**Problem statement**:
What is the number of lines containing "components"? Give only that number.

=== Data section ===

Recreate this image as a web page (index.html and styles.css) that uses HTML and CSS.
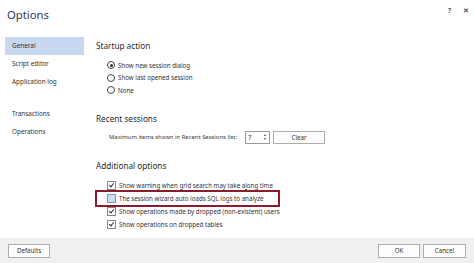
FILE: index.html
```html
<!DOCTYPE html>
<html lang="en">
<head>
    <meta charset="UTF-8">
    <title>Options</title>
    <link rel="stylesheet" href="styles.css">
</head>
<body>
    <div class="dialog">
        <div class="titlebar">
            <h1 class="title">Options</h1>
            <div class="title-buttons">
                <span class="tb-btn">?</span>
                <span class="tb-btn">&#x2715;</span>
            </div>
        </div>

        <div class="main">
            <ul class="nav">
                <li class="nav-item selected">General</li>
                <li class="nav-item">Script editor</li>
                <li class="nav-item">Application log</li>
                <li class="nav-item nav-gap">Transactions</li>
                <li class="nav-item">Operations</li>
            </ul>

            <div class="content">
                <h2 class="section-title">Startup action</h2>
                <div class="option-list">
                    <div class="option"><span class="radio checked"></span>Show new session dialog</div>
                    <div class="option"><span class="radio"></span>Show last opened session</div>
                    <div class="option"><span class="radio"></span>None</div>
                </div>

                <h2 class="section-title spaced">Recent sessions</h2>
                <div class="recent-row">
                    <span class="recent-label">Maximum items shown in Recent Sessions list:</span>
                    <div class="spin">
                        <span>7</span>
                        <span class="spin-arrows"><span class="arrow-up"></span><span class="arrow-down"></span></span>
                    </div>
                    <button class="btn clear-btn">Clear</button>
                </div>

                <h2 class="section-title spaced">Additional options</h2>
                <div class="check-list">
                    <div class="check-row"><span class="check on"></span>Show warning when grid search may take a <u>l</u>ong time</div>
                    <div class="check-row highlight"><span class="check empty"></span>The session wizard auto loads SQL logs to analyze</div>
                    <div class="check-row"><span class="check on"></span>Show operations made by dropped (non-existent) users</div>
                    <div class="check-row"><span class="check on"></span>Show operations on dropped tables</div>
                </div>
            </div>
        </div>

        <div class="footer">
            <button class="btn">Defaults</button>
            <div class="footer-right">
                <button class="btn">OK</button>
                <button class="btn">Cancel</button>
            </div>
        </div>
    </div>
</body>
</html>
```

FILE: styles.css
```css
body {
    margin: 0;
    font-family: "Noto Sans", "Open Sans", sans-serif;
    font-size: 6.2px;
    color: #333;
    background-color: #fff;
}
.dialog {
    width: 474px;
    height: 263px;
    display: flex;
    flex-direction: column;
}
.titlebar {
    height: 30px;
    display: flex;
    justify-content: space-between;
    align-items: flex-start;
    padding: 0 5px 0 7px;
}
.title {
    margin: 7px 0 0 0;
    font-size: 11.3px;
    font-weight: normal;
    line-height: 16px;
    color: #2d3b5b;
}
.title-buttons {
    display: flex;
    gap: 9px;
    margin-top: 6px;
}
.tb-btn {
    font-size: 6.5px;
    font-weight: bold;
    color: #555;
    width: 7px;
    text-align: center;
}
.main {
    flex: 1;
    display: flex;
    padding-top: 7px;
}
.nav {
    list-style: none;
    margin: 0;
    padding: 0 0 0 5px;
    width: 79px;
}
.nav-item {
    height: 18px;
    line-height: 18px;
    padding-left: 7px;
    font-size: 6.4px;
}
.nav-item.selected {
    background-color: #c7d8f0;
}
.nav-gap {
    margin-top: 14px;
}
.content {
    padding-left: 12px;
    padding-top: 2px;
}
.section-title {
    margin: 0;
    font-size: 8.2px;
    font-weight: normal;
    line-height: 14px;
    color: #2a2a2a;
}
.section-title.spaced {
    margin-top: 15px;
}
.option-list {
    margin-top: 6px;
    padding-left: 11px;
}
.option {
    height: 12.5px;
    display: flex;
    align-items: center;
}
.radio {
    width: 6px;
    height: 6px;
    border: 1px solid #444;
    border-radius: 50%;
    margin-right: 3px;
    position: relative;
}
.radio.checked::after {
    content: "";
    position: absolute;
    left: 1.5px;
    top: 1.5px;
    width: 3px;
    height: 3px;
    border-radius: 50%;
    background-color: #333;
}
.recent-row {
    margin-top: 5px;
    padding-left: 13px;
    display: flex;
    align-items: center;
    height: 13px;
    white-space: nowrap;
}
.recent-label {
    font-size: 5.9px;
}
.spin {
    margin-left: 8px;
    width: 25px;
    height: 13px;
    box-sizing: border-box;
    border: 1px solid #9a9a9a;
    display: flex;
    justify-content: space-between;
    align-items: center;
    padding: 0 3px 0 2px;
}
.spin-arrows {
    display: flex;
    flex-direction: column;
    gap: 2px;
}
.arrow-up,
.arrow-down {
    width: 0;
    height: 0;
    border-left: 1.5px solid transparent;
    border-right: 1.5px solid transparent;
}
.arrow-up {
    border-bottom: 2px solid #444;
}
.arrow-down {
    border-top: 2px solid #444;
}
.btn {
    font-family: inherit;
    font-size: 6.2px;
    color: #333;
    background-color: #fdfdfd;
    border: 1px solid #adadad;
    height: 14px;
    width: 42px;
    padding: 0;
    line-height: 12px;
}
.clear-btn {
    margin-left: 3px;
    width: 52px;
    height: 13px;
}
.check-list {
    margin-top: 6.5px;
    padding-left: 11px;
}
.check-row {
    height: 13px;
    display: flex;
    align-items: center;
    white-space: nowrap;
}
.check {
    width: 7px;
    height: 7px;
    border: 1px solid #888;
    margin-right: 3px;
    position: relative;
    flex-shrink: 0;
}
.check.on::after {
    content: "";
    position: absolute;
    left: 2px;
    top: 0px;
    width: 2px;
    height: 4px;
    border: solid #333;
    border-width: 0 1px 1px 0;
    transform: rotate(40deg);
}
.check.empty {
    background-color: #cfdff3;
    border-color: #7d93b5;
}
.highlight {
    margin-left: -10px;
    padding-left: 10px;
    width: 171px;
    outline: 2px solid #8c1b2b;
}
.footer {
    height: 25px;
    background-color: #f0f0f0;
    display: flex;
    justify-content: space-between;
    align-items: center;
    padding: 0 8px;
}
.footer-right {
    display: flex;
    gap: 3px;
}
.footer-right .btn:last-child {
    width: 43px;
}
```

===
=== Data section ===

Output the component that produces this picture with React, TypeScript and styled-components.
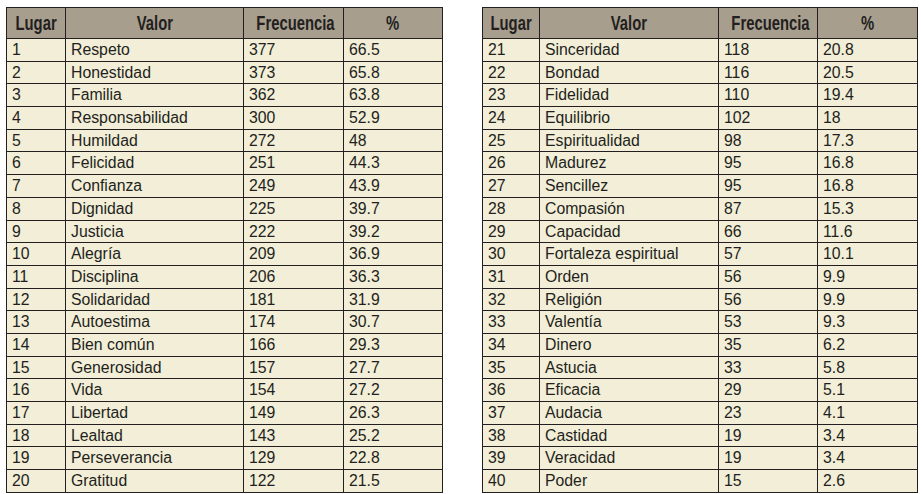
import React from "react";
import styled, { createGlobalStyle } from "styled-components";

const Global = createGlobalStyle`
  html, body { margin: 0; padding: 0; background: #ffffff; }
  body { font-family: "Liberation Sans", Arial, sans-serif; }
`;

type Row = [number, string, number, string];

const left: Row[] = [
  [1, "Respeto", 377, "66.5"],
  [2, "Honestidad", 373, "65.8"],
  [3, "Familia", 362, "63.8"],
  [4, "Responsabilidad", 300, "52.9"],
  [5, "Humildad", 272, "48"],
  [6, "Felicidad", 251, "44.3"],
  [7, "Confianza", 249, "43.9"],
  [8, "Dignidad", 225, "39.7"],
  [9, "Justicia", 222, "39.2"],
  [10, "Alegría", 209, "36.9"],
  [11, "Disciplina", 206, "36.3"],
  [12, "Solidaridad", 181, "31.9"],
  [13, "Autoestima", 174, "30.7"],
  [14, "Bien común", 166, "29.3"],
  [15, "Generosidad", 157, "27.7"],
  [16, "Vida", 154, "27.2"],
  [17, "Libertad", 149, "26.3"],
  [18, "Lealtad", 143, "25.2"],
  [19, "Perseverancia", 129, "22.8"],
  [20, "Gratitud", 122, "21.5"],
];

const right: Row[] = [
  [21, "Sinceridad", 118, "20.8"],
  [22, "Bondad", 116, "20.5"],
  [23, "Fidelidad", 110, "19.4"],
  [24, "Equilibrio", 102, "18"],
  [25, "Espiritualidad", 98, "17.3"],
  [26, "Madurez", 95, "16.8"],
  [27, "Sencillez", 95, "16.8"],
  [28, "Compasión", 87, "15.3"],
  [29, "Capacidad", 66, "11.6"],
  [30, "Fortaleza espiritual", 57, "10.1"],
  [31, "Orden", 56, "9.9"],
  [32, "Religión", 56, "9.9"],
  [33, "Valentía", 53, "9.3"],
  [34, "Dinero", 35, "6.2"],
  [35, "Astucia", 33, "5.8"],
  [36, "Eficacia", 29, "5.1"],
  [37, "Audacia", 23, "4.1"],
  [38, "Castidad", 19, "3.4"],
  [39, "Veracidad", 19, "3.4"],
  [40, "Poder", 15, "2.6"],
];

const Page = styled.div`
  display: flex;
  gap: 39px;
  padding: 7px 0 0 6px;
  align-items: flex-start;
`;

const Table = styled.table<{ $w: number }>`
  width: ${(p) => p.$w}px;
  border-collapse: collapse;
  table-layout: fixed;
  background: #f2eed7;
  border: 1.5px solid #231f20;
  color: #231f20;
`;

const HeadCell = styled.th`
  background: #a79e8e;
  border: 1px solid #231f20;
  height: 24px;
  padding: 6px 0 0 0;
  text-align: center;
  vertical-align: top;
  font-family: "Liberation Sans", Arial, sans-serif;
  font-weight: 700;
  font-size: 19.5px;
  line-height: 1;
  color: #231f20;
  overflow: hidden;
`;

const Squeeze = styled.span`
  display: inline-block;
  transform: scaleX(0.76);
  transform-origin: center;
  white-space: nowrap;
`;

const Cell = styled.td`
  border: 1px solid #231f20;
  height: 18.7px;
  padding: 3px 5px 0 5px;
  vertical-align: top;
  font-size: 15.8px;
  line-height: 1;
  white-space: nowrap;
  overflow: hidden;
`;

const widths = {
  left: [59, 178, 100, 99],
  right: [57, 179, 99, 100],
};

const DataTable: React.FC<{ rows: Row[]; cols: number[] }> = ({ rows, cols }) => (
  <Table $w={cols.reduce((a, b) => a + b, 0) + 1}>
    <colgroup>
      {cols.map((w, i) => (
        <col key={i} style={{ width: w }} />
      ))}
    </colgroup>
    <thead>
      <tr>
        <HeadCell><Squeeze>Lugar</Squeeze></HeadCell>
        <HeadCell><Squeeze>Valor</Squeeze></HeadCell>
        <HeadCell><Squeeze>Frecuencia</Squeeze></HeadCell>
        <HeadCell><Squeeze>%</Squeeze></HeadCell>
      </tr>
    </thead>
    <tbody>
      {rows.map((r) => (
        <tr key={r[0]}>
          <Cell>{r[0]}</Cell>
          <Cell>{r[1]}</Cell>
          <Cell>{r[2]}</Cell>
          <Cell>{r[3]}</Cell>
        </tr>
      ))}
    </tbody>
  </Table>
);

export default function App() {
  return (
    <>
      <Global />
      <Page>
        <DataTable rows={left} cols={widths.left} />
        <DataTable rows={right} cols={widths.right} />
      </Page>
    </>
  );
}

===
=== Data section ===

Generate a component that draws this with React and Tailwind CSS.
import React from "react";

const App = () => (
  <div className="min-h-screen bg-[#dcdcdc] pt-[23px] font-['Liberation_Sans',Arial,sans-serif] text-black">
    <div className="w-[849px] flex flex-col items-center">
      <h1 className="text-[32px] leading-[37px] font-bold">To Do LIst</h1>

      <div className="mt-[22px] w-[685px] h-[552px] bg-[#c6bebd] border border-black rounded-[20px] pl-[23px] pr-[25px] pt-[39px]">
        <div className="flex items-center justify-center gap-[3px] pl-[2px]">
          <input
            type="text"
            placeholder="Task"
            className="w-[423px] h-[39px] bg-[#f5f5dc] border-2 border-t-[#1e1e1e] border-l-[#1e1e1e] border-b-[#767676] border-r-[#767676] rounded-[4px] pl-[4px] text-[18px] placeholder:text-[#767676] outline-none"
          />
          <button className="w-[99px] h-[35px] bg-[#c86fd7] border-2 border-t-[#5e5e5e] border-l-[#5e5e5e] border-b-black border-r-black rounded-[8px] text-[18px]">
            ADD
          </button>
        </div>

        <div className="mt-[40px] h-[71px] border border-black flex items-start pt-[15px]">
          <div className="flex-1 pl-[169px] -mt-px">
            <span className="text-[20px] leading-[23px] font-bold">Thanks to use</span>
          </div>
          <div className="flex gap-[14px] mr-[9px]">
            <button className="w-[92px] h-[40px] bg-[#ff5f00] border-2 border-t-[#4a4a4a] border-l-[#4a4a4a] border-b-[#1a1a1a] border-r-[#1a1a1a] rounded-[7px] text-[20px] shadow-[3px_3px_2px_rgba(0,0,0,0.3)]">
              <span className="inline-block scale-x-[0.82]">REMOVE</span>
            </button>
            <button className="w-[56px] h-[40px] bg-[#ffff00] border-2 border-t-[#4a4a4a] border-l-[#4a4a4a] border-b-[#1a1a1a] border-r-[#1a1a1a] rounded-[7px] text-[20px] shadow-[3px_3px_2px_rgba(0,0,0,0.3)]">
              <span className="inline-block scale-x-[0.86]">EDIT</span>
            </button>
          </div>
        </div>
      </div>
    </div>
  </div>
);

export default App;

===

**Solution for this problem**:
2